Let's solve it for both parts!

**Part (a) Expanding using Row 1:**
The numbers in Row 1 are 7, 0, and -4.

* **For the number 7 (first row, first column):**
* Its sign is `+`.
* The number is `7`.
* If we cover Row 1 and Column 1, the small matrix left is $\left[\begin{array}{rr}-3 & 0 \\ 8 & 1\end{array}\right]$.
* The determinant of this small matrix is $(-3 \times 1) - (0 \times 8) = -3 - 0 = -3$.
* So, this part is `+` `7` `(-3)` = `-21`.

* **For the number 0 (first row, second column):**
* Its sign is `-`.
* The number is `0`.
* If we cover Row 1 and Column 2, the small matrix left is $\left[\begin{array}{rr}2 & 0 \\ 5 & 1\end{array}\right]$.
* The determinant of this small matrix is $(2 \times 1) - (0 \times 5) = 2 - 0 = 2$.
* So, this part is `-` `0` `(2)` = `0`. (Zeros make calculations super easy!)

* **For the number -4 (first row, third column):**
* Its sign is `+`.
* The number is `-4`.
* If we cover Row 1 and Column 3, the small matrix left is $\left[\begin{array}{rr}2 & -3 \\ 5 & 8\end{array}\right]$.
* The determinant of this small matrix is $(2 \times 8) - (-3 \times 5) = 16 - (-15) = 16 + 15 = 31$.
* So, this part is `+` `(-4)` `(31)` = `-124`.

Now, we add these three parts together: `-21 + 0 - 124 = -145`.
So, the determinant using Row 1 expansion is **-145**.

**Part (b) Expanding using Column 3:**
The numbers in Column 3 are -4, 0, and 1. The signs for Column 3 are +, -, +.

* **For the number -4 (first row, third column):**
* Its sign is `+`.
* The number is `-4`.
* If we cover Row 1 and Column 3, the small matrix left is $\left[\begin{array}{rr}2 & -3 \\ 5 & 8\end{array}\right]$.
* The determinant of this small matrix is $(2 \times 8) - (-3 \times 5) = 16 - (-15) = 16 + 15 = 31$.
* So, this part is `+` `(-4)` `(31)` = `-124`. (Same as before!)

* **For the number 0 (second row, third column):**
* Its sign is `-`.
* The number is `0`.
* If we cover Row 2 and Column 3, the small matrix left is $\left[\begin{array}{rr}7 & 0 \\ 5 & 8\end{array}\right]$.
* The determinant of this small matrix is $(7 \times 8) - (0 \times 5) = 56 - 0 = 56$.
* So, this part is `-` `0` `(56)` = `0`. (Another easy zero!)

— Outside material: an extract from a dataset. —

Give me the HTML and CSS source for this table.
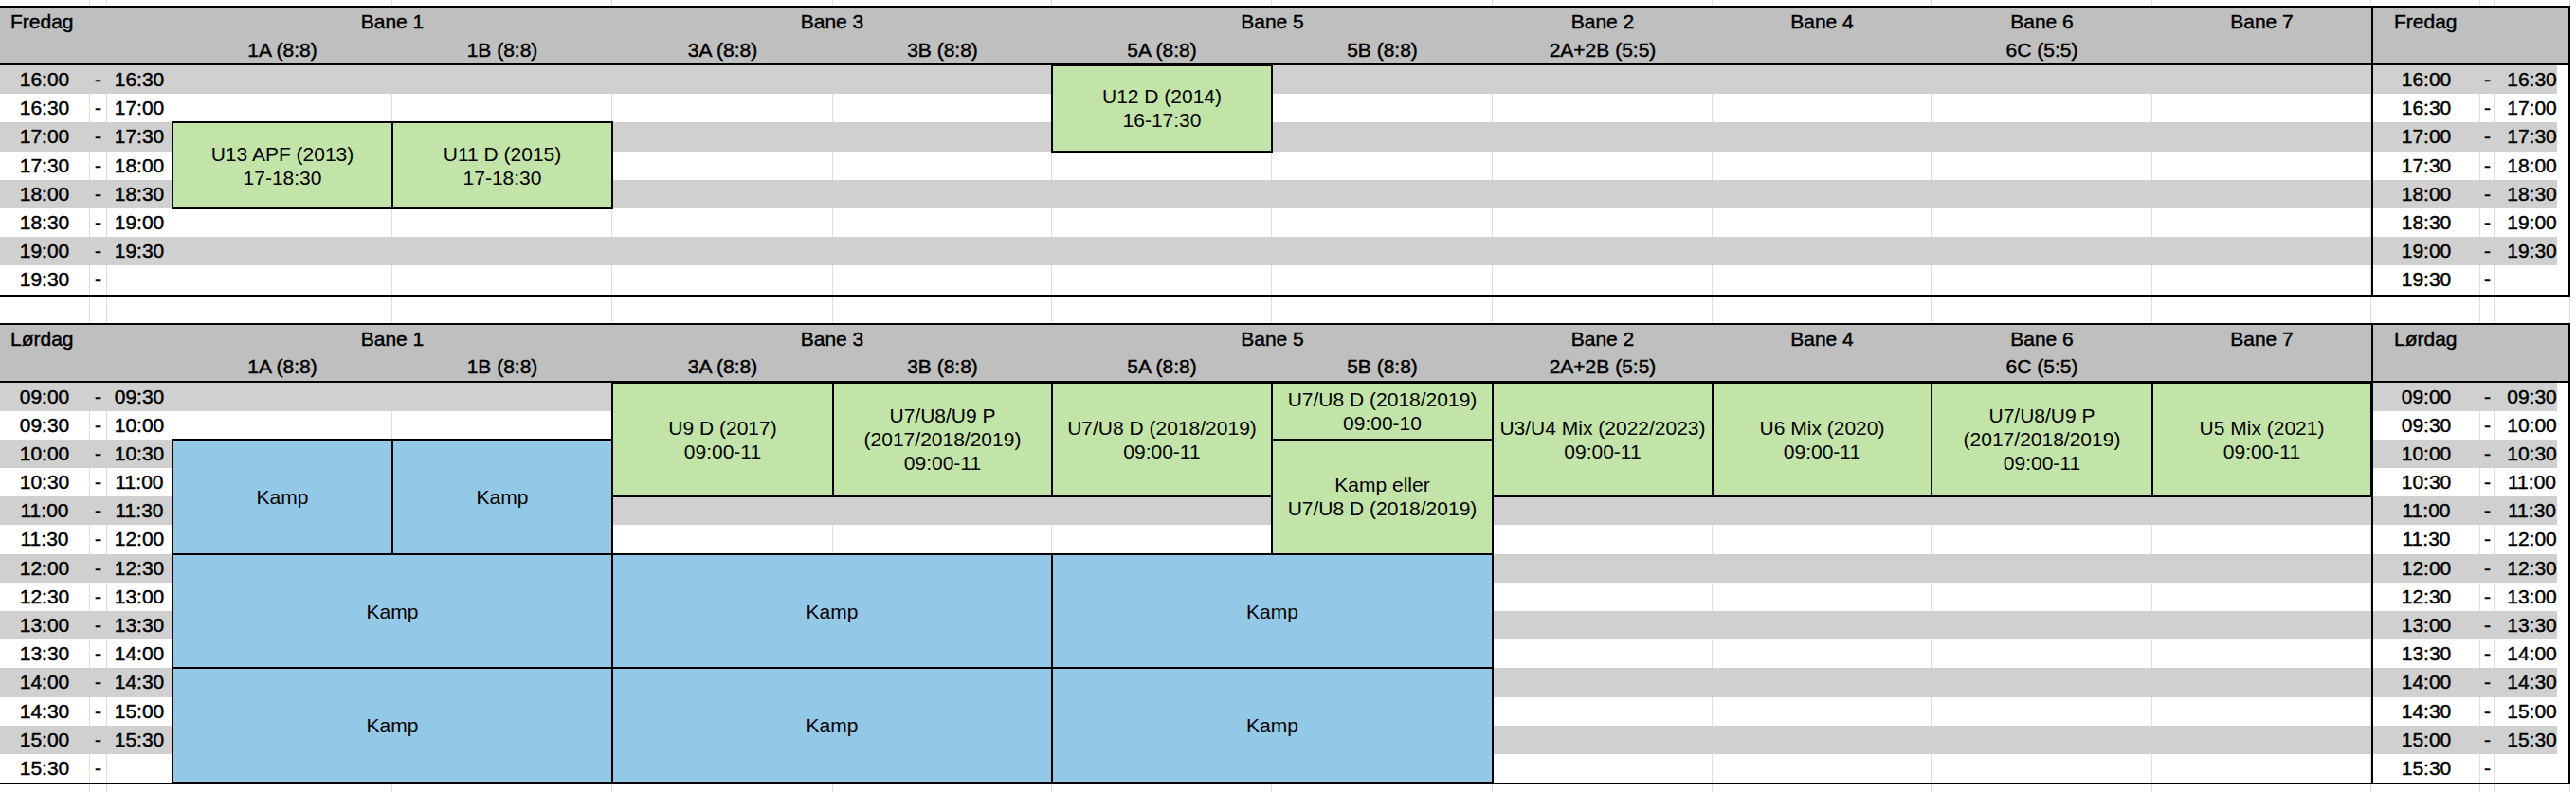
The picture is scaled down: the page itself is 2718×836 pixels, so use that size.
FILE: index.html
```html
<!DOCTYPE html>
<html lang="no">
<head>
<meta charset="utf-8">
<title>Baneoversikt</title>
<link rel="stylesheet" href="styles.css">
</head>
<body>
<div class="gap top"><div></div><div></div><div></div><div></div><div></div><div></div><div></div><div></div><div></div><div></div><div></div><div></div><div></div><div></div><div></div><div></div></div>

<section class="day">
  <div class="head">
    <div class="label span3">Fredag</div>
    <div class="span2">Bane 1</div>
    <div class="span2">Bane 3</div>
    <div class="span2">Bane 5</div>
    <div>Bane 2</div>
    <div>Bane 4</div>
    <div>Bane 6</div>
    <div>Bane 7</div>
    <div class="rlabel">Fredag</div>
    <div class="span3"></div>
    <div>1A (8:8)</div>
    <div>1B (8:8)</div>
    <div>3A (8:8)</div>
    <div>3B (8:8)</div>
    <div>5A (8:8)</div>
    <div>5B (8:8)</div>
    <div>2A+2B (5:5)</div>
    <div></div>
    <div>6C (5:5)</div>
    <div></div>
  </div>
  <div class="body">
    <div class="rows">
      <div class="row alt"><div>16:00</div><div>-</div><div>16:30</div><div></div><div></div><div></div><div></div><div></div><div></div><div></div><div></div><div></div><div></div><div class="rs">16:00</div><div>-</div><div class="re">16:30</div></div>
      <div class="row"><div>16:30</div><div>-</div><div>17:00</div><div></div><div></div><div></div><div></div><div></div><div></div><div></div><div></div><div></div><div></div><div class="rs">16:30</div><div>-</div><div class="re">17:00</div></div>
      <div class="row alt"><div>17:00</div><div>-</div><div>17:30</div><div></div><div></div><div></div><div></div><div></div><div></div><div></div><div></div><div></div><div></div><div class="rs">17:00</div><div>-</div><div class="re">17:30</div></div>
      <div class="row"><div>17:30</div><div>-</div><div>18:00</div><div></div><div></div><div></div><div></div><div></div><div></div><div></div><div></div><div></div><div></div><div class="rs">17:30</div><div>-</div><div class="re">18:00</div></div>
      <div class="row alt"><div>18:00</div><div>-</div><div>18:30</div><div></div><div></div><div></div><div></div><div></div><div></div><div></div><div></div><div></div><div></div><div class="rs">18:00</div><div>-</div><div class="re">18:30</div></div>
      <div class="row"><div>18:30</div><div>-</div><div>19:00</div><div></div><div></div><div></div><div></div><div></div><div></div><div></div><div></div><div></div><div></div><div class="rs">18:30</div><div>-</div><div class="re">19:00</div></div>
      <div class="row alt"><div>19:00</div><div>-</div><div>19:30</div><div></div><div></div><div></div><div></div><div></div><div></div><div></div><div></div><div></div><div></div><div class="rs">19:00</div><div>-</div><div class="re">19:30</div></div>
      <div class="row"><div>19:30</div><div>-</div><div></div><div></div><div></div><div></div><div></div><div></div><div></div><div></div><div></div><div></div><div></div><div class="rs">19:30</div><div>-</div><div class="re"></div></div>
    </div>
    <div class="events">
      <div class="ev green cD r3 h3">U13 APF (2013)<br>17-18:30</div>
      <div class="ev green cE r3 h3">U11 D (2015)<br>17-18:30</div>
      <div class="ev green cH r1 h3">U12 D (2014)<br>16-17:30</div>
    </div>
  </div>
</section>

<div class="gap"><div></div><div></div><div></div><div></div><div></div><div></div><div></div><div></div><div></div><div></div><div></div><div></div><div></div><div></div><div></div><div></div></div>

<section class="day">
  <div class="head">
    <div class="label span3">Lørdag</div>
    <div class="span2">Bane 1</div>
    <div class="span2">Bane 3</div>
    <div class="span2">Bane 5</div>
    <div>Bane 2</div>
    <div>Bane 4</div>
    <div>Bane 6</div>
    <div>Bane 7</div>
    <div class="rlabel">Lørdag</div>
    <div class="span3"></div>
    <div>1A (8:8)</div>
    <div>1B (8:8)</div>
    <div>3A (8:8)</div>
    <div>3B (8:8)</div>
    <div>5A (8:8)</div>
    <div>5B (8:8)</div>
    <div>2A+2B (5:5)</div>
    <div></div>
    <div>6C (5:5)</div>
    <div></div>
  </div>
  <div class="body">
    <div class="rows">
      <div class="row alt"><div>09:00</div><div>-</div><div>09:30</div><div></div><div></div><div></div><div></div><div></div><div></div><div></div><div></div><div></div><div></div><div class="rs">09:00</div><div>-</div><div class="re">09:30</div></div>
      <div class="row"><div>09:30</div><div>-</div><div>10:00</div><div></div><div></div><div></div><div></div><div></div><div></div><div></div><div></div><div></div><div></div><div class="rs">09:30</div><div>-</div><div class="re">10:00</div></div>
      <div class="row alt"><div>10:00</div><div>-</div><div>10:30</div><div></div><div></div><div></div><div></div><div></div><div></div><div></div><div></div><div></div><div></div><div class="rs">10:00</div><div>-</div><div class="re">10:30</div></div>
      <div class="row"><div>10:30</div><div>-</div><div>11:00</div><div></div><div></div><div></div><div></div><div></div><div></div><div></div><div></div><div></div><div></div><div class="rs">10:30</div><div>-</div><div class="re">11:00</div></div>
      <div class="row alt"><div>11:00</div><div>-</div><div>11:30</div><div></div><div></div><div></div><div></div><div></div><div></div><div></div><div></div><div></div><div></div><div class="rs">11:00</div><div>-</div><div class="re">11:30</div></div>
      <div class="row"><div>11:30</div><div>-</div><div>12:00</div><div></div><div></div><div></div><div></div><div></div><div></div><div></div><div></div><div></div><div></div><div class="rs">11:30</div><div>-</div><div class="re">12:00</div></div>
      <div class="row alt"><div>12:00</div><div>-</div><div>12:30</div><div></div><div></div><div></div><div></div><div></div><div></div><div></div><div></div><div></div><div></div><div class="rs">12:00</div><div>-</div><div class="re">12:30</div></div>
      <div class="row"><div>12:30</div><div>-</div><div>13:00</div><div></div><div></div><div></div><div></div><div></div><div></div><div></div><div></div><div></div><div></div><div class="rs">12:30</div><div>-</div><div class="re">13:00</div></div>
      <div class="row alt"><div>13:00</div><div>-</div><div>13:30</div><div></div><div></div><div></div><div></div><div></div><div></div><div></div><div></div><div></div><div></div><div class="rs">13:00</div><div>-</div><div class="re">13:30</div></div>
      <div class="row"><div>13:30</div><div>-</div><div>14:00</div><div></div><div></div><div></div><div></div><div></div><div></div><div></div><div></div><div></div><div></div><div class="rs">13:30</div><div>-</div><div class="re">14:00</div></div>
      <div class="row alt"><div>14:00</div><div>-</div><div>14:30</div><div></div><div></div><div></div><div></div><div></div><div></div><div></div><div></div><div></div><div></div><div class="rs">14:00</div><div>-</div><div class="re">14:30</div></div>
      <div class="row"><div>14:30</div><div>-</div><div>15:00</div><div></div><div></div><div></div><div></div><div></div><div></div><div></div><div></div><div></div><div></div><div class="rs">14:30</div><div>-</div><div class="re">15:00</div></div>
      <div class="row alt"><div>15:00</div><div>-</div><div>15:30</div><div></div><div></div><div></div><div></div><div></div><div></div><div></div><div></div><div></div><div></div><div class="rs">15:00</div><div>-</div><div class="re">15:30</div></div>
      <div class="row"><div>15:30</div><div>-</div><div></div><div></div><div></div><div></div><div></div><div></div><div></div><div></div><div></div><div></div><div></div><div class="rs">15:30</div><div>-</div><div class="re"></div></div>
    </div>
    <div class="events">
      <div class="ev blue cD r3 h4">Kamp</div>
      <div class="ev blue cE r3 h4">Kamp</div>
      <div class="ev blue cDE r7 h4">Kamp</div>
      <div class="ev blue cDE r11 h4">Kamp</div>
      <div class="ev green cF r1 h4">U9 D (2017)<br>09:00-11</div>
      <div class="ev green cG r1 h4">U7/U8/U9 P<br>(2017/2018/2019)<br>09:00-11</div>
      <div class="ev green cH r1 h4">U7/U8 D (2018/2019)<br>09:00-11</div>
      <div class="ev green cI r1 h2">U7/U8 D (2018/2019)<br>09:00-10</div>
      <div class="ev green cI r3 h4">Kamp eller<br>U7/U8 D (2018/2019)</div>
      <div class="ev green cJ r1 h4">U3/U4 Mix (2022/2023)<br>09:00-11</div>
      <div class="ev green cK r1 h4">U6 Mix (2020)<br>09:00-11</div>
      <div class="ev green cL r1 h4">U7/U8/U9 P<br>(2017/2018/2019)<br>09:00-11</div>
      <div class="ev green cM r1 h4">U5 Mix (2021)<br>09:00-11</div>
      <div class="ev blue cFG r7 h4">Kamp</div>
      <div class="ev blue cFG r11 h4">Kamp</div>
      <div class="ev blue cHI r7 h4">Kamp</div>
      <div class="ev blue cHI r11 h4">Kamp</div>
    </div>
  </div>
</section>

<div class="gap bottom"><div></div><div></div><div></div><div></div><div></div><div></div><div></div><div></div><div></div><div></div><div></div><div></div><div></div><div></div><div></div><div></div></div>
</body>
</html>
```

FILE: styles.css
```css
:root {
  --cols: 95px 18px 69px 232px 232px 233px 231px 232px 233px 232px 231px 233px 231px 115px 16px 79px;
  --rh: 30.2px;
  --head: #bfbfbf;
  --alt: #d0d0d0;
  --grid: #dedede;
}

* { box-sizing: border-box; }

html, body {
  margin: 0;
  padding: 0;
  background: #fff;
}

body {
  width: 2718px;
  height: 836px;
  overflow: hidden;
  font-family: "Liberation Sans", Arial, sans-serif;
  color: #000;
}

.gap {
  display: grid;
  grid-template-columns: var(--cols);
  height: 28px;
}
.gap.top { height: 6px; }
.gap.bottom { height: 10px; }
.gap > div { border-right: 1px solid var(--grid); }

.day {
  width: 2712px;
  border-top: 2px solid #000;
  border-bottom: 2px solid #000;
}

.head {
  display: grid;
  grid-template-columns: var(--cols);
  grid-template-rows: 29.5px 29.5px;
  background: var(--head);
  border-bottom: 2px solid #000;
  font-size: 21px;
  -webkit-text-stroke: 0.45px #000;
}
.head > div {
  line-height: 29.5px;
  text-align: center;
  white-space: nowrap;
}
.head .span2 { grid-column: span 2; }
.head .span3 { grid-column: span 3; }
.head .label {
  text-align: left;
  padding-left: 11px;
}
.head .rlabel {
  grid-column: span 3;
  grid-row: span 2;
  border-left: 2px solid #000;
  border-right: 2px solid #000;
  text-align: left;
  padding-left: 22px;
}

.body { display: grid; }

.rows, .events {
  grid-area: 1 / 1;
  display: grid;
  grid-template-columns: var(--cols);
  grid-auto-rows: var(--rh);
}

.row { display: contents; }
.row > div {
  background: #fff;
  border-right: 1px solid var(--grid);
  font-size: 21px;
  -webkit-text-stroke: 0.45px #000;
  line-height: var(--rh);
  text-align: center;
  white-space: nowrap;
}
.row.alt > div {
  background: var(--alt);
  border-right-color: var(--alt);
}
.row > .rs { border-left: 2px solid #000; }
.row > .re,
.row.alt > .re { border-right: 2px solid #000; }
.row.alt > .re {
  background: linear-gradient(to right, var(--alt) 65px, #fff 65px);
}

.ev {
  margin: -1px;
  border: 2px solid #000;
  display: flex;
  align-items: center;
  justify-content: center;
  text-align: center;
  font-size: 21px;
  line-height: 25px;
  white-space: nowrap;
}
.green { background: #c2e4a9; }
.blue { background: #94c8e7; }

.cD { grid-column: 4 / span 1; }
.cE { grid-column: 5 / span 1; }
.cF { grid-column: 6 / span 1; }
.cG { grid-column: 7 / span 1; }
.cH { grid-column: 8 / span 1; }
.cI { grid-column: 9 / span 1; }
.cJ { grid-column: 10 / span 1; }
.cK { grid-column: 11 / span 1; }
.cL { grid-column: 12 / span 1; }
.cM { grid-column: 13 / span 1; }
.cDE { grid-column: 4 / span 2; }
.cFG { grid-column: 6 / span 2; }
.cHI { grid-column: 8 / span 2; }

.r1 { grid-row-start: 1; }
.r3 { grid-row-start: 3; }
.r7 { grid-row-start: 7; }
.r11 { grid-row-start: 11; }
.h2 { grid-row-end: span 2; }
.h3 { grid-row-end: span 3; }
.h4 { grid-row-end: span 4; }
```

* **For the number 1 (third row, third column):**
* Its sign is `+`.
* The number is `1`.
* If we cover Row 3 and Column 3, the small matrix left is $\left[\begin{array}{rr}7 & 0 \\ 2 & -3\end{array}\right]$.
* The determinant of this small matrix is $(7 \times -3) - (0 \times 2) = -21 - 0 = -21$.
* So, this part is `+` `1` `(-21)` = `-21`.

Now, we add these three parts together: `-124 + 0 - 21 = -145`.
So, the determinant using Column 3 expansion is also **-145**.

It's super cool that both ways give us the exact same answer!